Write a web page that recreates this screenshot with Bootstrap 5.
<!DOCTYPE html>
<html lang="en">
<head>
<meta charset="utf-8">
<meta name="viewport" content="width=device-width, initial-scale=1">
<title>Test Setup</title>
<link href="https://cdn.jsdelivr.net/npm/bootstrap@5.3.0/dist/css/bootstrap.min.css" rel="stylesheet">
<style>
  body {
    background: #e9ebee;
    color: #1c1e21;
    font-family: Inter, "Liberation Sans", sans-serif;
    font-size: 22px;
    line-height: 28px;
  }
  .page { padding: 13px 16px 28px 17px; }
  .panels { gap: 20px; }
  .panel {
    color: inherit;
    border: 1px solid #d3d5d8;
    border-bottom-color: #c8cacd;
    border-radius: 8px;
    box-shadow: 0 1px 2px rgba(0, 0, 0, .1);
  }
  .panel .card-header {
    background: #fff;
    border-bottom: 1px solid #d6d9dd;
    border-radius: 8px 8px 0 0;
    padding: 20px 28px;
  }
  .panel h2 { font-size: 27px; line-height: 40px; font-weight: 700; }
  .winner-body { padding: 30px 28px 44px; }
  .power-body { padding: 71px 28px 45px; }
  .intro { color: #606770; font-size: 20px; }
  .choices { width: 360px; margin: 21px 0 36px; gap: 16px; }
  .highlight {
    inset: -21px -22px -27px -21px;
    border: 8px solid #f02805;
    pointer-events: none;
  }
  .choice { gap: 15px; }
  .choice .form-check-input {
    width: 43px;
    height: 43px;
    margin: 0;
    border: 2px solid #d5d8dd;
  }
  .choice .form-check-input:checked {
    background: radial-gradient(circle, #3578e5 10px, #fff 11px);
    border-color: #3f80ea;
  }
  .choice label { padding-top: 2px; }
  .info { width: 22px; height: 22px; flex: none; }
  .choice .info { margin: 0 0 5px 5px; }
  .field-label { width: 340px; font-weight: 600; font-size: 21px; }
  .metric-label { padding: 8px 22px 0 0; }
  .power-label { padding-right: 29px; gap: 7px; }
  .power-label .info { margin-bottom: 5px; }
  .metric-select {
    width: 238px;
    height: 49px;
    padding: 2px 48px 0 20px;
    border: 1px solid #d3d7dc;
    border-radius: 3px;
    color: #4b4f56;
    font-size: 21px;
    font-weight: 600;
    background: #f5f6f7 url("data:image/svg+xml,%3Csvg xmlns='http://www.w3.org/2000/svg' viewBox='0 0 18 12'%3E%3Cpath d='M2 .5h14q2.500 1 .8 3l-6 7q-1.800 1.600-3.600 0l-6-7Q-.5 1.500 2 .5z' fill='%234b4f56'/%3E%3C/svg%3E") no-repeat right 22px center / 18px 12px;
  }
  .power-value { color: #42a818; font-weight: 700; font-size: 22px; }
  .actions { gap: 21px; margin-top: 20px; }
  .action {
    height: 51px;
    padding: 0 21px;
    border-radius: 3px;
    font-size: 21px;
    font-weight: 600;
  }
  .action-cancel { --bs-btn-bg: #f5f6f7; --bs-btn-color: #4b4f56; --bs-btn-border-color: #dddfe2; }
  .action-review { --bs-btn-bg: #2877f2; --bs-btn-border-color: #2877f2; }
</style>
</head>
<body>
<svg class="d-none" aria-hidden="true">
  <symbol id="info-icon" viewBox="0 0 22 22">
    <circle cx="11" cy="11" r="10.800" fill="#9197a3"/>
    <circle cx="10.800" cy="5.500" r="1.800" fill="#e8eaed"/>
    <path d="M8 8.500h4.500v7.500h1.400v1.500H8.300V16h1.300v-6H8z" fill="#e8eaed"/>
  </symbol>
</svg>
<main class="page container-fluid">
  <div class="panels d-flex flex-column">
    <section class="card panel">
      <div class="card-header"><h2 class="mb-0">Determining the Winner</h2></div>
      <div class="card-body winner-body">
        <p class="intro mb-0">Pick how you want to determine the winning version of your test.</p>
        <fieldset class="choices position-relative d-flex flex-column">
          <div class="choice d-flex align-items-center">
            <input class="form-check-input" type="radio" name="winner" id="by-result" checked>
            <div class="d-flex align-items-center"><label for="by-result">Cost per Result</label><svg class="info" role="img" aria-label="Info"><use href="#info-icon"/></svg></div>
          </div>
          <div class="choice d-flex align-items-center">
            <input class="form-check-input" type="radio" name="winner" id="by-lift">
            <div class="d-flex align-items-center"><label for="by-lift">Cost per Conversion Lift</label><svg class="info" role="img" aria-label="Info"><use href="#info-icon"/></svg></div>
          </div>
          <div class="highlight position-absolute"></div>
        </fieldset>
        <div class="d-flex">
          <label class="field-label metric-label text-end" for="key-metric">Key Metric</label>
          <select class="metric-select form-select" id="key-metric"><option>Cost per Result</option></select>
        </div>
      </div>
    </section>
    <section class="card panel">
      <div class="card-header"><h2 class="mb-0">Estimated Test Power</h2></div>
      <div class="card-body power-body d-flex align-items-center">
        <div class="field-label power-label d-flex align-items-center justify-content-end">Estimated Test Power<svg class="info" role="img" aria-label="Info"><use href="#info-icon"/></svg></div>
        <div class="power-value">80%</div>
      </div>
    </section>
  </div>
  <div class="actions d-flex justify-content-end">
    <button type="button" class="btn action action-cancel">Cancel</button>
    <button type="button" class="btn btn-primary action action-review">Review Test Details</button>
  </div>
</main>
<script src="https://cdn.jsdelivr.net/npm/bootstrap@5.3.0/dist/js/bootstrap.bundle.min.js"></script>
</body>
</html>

# INSTRUCTIONS TO FOLLOW:
Go through the material line by line. Show each line that contains the string "page".

# EXPECTED ANSWER:
Write a web page that recreates this screenshot with Bootstrap 5.
  .page { padding: 13px 16px 28px 17px; }
<main class="page container-fluid">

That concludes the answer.